Quelle qu’en soit la qualité, la forteresse tournée vers l’intérieur ne peut pas voir bien loin. L’expérience finit par s’essouffler au bout d’un certain temps, faute de rebondissement venu d’ailleurs. Coincé entre le builder et la critique sociale, Prison Architect ne parvient pas au bout des ambitions de l’un ni de l’autre. C’est déjà bien d’en être arrivé à ce stade. De son côté, Dwarf Fortress n’a pas les mêmes contraintes, et peut se permettre bien plus de fun. Difficile d’insuffler autant de fantaisie dans les prisons.
Vos commentaires
Guillaume Chevalier # Le 24 octobre 2015 à 16:46
J’ai lâché Prison Architect au bout de quelques heures de jeu, pour les raisons sus-mentionnées. C’est un problème que je ressens souvent avec les tycoon ou les city builder : Une fois qu’on a compris les mécanismes, on a plus d’autre choix que de voir sa prison/zoo/ville grandir selon un principe de croissance infinie. Et on se fait un peu chier, jusqu’à ce que la moitié de sa population soit décimée suite à une erreur...
Alors que j’ai craqué récemment pour Roller Coaster Tycoon (le 1er) sur lequel j’avais passé beaucoup trop de temps gamin. Pour le coup, il évite un peu ce travers avec des scénarios aux objectifs définis et limités dans le temps.
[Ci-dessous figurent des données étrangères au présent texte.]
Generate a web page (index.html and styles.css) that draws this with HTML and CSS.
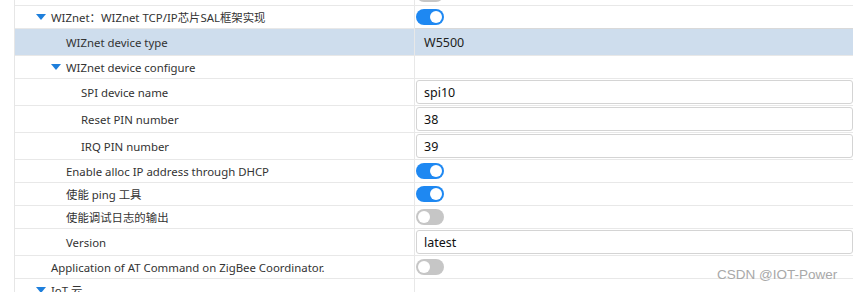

L’expérience, bien que répétitive à la longue, arrive à être addictive car le jeu nous met en permanence face à de la résolution de problèmes à des échelles variables. (construire une montagne russe qui plaise aux visiteurs, gérer l’équilibre financier du parc et surtout rentrer dans le cadre du scénario). Résultat on développe un parc puis on passe à un autre, en tentant de s’approprier l’espace et on voit passer les heures sans comprendre ce qu’on fout encore devant son écran.
Est-ce que le mode scénario de Prison Architect ne permet pas justement de renouveler l’intérêt du joueur ?
Laurent Braud # Le 25 octobre 2015 à 07:41
Dans le Builder de l’Année, j’ai nommé Cities : Skylines, il y a toujours moyen d’optimiser un peu les flux, quitte à refaire tout un quartier. Donc ça a beau être très répétitif, on est happé par l’envie de faire mieux et ça suffit. Et les objectifs sont suffisamment éloignés pour que de nouveaux éléments arrivent régulièrement, sans compter les conditions pour les bâtiments spéciaux.
Tout ça manque un peu à Prison Architect. Le scénario est sympathique, mais assez court. C’est plus un tutoriel qu’autre chose et il ne fait pas appel aux fonctionnalités les plus avancées du jeu.